Would you copy the records below, exactly and only from their first line through the line containing "Tz: string (nullable = true)", without any pictures?
————
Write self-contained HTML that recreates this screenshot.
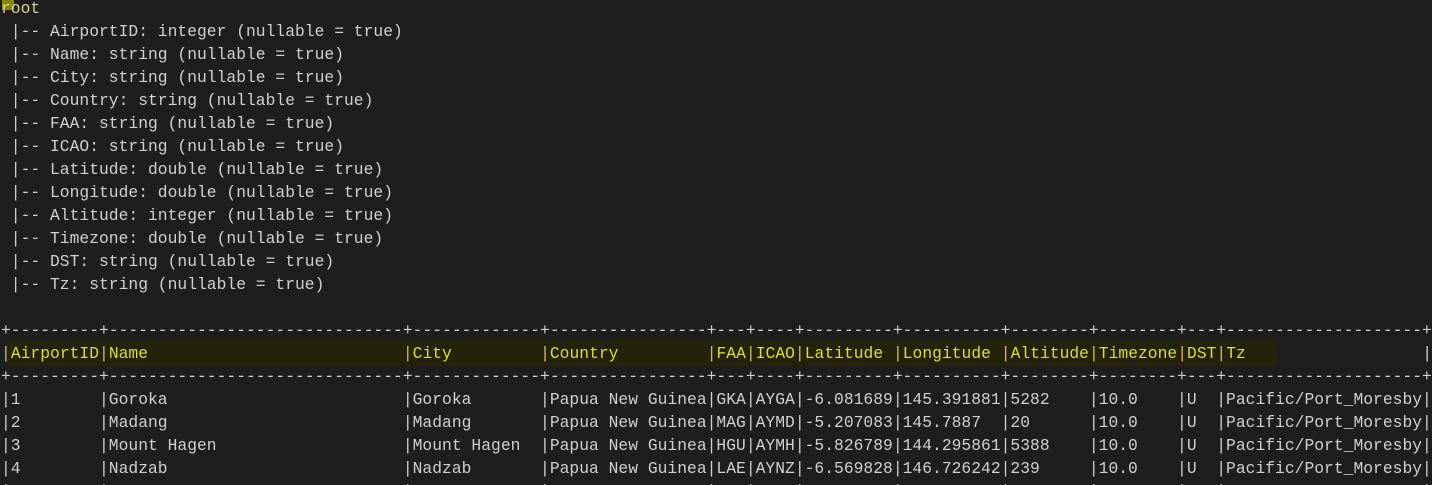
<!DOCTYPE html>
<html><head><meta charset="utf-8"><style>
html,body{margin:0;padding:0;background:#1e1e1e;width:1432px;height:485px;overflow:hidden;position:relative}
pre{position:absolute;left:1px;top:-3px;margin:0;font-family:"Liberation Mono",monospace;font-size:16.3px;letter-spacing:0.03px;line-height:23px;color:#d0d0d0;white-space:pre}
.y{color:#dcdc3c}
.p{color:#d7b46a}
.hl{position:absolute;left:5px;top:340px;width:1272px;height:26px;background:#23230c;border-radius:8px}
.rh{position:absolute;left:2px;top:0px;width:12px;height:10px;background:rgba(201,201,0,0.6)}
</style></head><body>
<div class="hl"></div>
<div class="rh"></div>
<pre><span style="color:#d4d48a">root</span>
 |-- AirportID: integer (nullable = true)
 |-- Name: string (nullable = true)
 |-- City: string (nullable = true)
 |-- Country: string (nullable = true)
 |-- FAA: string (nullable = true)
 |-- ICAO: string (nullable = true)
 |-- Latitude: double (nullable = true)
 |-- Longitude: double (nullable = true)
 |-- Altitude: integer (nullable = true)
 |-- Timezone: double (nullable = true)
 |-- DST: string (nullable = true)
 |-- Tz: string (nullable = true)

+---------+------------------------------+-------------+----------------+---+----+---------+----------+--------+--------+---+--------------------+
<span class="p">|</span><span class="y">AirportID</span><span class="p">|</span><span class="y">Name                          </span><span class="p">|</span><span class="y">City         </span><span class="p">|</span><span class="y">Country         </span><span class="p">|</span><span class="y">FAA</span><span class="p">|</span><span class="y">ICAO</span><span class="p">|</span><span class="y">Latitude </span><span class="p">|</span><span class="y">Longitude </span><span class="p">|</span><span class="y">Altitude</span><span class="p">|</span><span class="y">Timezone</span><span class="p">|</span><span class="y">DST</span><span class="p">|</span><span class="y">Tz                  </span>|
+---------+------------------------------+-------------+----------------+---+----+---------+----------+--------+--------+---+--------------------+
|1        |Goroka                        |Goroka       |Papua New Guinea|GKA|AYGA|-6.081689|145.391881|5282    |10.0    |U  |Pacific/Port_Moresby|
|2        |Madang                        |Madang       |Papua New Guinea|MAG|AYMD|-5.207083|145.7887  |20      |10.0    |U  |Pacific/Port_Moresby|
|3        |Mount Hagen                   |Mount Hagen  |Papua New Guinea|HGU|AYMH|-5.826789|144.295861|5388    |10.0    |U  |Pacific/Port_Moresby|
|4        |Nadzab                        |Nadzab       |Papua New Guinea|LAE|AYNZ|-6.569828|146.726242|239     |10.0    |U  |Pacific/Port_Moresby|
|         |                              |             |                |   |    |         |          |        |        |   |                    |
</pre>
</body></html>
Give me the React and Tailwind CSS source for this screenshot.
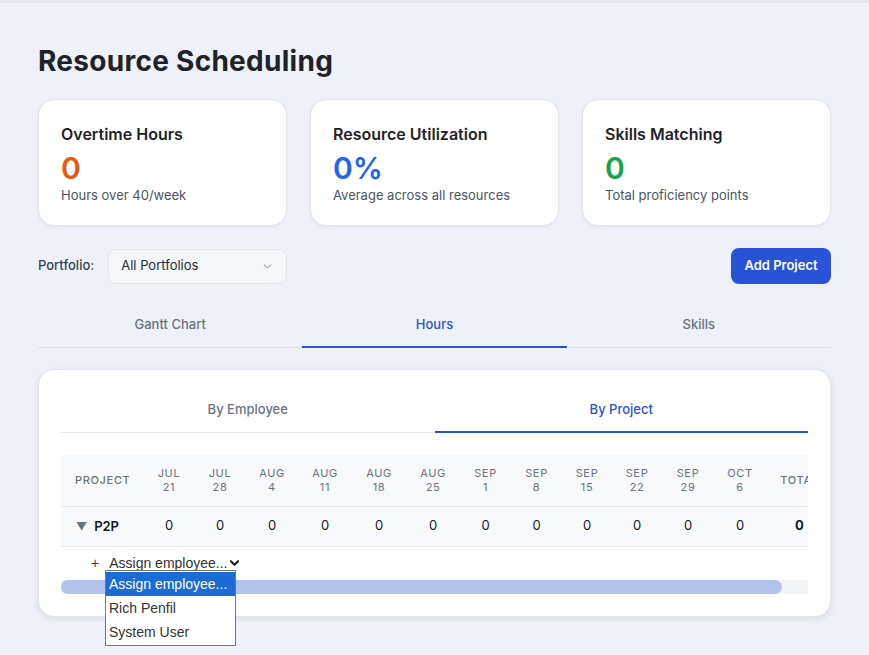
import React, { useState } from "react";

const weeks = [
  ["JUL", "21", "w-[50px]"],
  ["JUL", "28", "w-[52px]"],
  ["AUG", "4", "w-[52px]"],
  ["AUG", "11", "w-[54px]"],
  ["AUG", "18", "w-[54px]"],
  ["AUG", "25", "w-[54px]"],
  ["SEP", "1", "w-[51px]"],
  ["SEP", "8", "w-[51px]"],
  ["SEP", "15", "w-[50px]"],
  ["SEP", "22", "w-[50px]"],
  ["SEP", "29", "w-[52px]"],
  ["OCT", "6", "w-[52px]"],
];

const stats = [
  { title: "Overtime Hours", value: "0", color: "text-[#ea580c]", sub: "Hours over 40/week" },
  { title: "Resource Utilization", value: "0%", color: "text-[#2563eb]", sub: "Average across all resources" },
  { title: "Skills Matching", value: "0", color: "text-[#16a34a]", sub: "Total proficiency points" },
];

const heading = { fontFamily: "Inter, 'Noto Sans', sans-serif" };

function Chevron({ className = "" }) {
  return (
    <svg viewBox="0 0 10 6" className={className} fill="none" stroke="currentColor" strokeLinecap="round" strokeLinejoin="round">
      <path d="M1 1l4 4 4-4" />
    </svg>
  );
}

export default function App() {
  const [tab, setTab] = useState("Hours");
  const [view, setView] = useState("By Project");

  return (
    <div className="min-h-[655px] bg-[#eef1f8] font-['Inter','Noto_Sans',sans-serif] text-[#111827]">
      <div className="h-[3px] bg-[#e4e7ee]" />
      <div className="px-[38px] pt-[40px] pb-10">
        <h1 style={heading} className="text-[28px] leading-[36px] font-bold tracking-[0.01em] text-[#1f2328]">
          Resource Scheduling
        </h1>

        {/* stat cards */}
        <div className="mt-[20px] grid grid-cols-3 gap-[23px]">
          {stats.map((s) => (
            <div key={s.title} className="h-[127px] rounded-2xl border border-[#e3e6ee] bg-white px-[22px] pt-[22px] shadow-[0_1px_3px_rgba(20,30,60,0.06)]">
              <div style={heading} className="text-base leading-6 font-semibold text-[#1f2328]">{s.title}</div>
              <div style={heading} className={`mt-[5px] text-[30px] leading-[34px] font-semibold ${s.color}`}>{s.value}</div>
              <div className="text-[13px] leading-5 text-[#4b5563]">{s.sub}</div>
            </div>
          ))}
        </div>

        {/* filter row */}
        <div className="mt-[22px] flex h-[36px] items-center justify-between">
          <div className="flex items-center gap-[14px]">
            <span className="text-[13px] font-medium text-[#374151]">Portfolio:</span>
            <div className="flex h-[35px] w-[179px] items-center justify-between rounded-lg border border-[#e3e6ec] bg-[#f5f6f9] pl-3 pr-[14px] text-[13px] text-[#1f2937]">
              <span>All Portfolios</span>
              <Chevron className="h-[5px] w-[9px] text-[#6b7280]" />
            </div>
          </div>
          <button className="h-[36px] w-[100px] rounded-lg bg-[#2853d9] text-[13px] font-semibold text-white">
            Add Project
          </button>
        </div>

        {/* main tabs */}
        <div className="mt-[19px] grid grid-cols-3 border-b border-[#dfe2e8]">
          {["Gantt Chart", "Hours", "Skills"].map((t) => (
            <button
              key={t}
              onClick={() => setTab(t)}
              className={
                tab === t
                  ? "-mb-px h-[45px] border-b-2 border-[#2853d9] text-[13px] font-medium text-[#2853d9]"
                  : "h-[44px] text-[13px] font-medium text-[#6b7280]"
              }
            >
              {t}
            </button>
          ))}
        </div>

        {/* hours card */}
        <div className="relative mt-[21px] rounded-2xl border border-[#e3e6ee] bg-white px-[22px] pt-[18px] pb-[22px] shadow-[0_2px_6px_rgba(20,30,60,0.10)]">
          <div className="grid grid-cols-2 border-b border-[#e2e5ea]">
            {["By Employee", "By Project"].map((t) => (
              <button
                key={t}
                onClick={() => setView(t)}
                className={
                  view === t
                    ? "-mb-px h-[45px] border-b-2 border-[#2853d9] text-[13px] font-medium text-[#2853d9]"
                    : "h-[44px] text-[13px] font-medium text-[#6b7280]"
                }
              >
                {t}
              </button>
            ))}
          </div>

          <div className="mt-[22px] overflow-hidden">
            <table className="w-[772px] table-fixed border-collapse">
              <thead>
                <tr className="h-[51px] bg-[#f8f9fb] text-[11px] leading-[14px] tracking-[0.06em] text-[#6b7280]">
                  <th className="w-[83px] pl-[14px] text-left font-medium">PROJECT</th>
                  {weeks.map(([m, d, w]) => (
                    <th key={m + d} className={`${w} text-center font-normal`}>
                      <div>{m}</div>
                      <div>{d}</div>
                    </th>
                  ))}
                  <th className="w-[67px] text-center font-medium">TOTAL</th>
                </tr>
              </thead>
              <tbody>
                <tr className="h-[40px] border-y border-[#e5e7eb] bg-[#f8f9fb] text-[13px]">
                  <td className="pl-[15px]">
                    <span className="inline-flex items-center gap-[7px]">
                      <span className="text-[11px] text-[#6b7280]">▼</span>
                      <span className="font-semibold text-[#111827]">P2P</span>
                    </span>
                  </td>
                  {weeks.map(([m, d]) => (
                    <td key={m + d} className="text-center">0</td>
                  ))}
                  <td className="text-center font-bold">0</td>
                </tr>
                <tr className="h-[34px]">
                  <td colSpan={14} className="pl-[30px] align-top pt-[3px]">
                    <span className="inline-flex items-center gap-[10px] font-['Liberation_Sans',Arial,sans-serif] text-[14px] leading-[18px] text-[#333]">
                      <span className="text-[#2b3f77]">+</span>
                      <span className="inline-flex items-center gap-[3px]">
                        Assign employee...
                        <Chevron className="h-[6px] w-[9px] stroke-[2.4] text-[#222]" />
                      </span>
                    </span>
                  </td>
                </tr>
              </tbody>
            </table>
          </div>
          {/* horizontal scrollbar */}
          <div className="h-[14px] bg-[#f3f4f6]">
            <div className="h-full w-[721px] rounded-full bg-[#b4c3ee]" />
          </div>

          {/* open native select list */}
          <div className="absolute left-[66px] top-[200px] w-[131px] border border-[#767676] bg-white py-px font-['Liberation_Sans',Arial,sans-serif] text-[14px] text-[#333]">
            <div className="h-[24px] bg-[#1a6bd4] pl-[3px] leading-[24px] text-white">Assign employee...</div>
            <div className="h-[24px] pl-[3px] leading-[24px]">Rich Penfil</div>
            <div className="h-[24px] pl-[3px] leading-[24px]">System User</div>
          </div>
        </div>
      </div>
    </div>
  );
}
————
* [TASK OUTPUT]
Write self-contained HTML that recreates this screenshot.
<!DOCTYPE html>
<html><head><meta charset="utf-8"><style>
html,body{margin:0;padding:0;background:#1e1e1e;width:1432px;height:485px;overflow:hidden;position:relative}
pre{position:absolute;left:1px;top:-3px;margin:0;font-family:"Liberation Mono",monospace;font-size:16.3px;letter-spacing:0.03px;line-height:23px;color:#d0d0d0;white-space:pre}
.y{color:#dcdc3c}
.p{color:#d7b46a}
.hl{position:absolute;left:5px;top:340px;width:1272px;height:26px;background:#23230c;border-radius:8px}
.rh{position:absolute;left:2px;top:0px;width:12px;height:10px;background:rgba(201,201,0,0.6)}
</style></head><body>
<div class="hl"></div>
<div class="rh"></div>
<pre><span style="color:#d4d48a">root</span>
 |-- AirportID: integer (nullable = true)
 |-- Name: string (nullable = true)
 |-- City: string (nullable = true)
 |-- Country: string (nullable = true)
 |-- FAA: string (nullable = true)
 |-- ICAO: string (nullable = true)
 |-- Latitude: double (nullable = true)
 |-- Longitude: double (nullable = true)
 |-- Altitude: integer (nullable = true)
 |-- Timezone: double (nullable = true)
 |-- DST: string (nullable = true)
 |-- Tz: string (nullable = true)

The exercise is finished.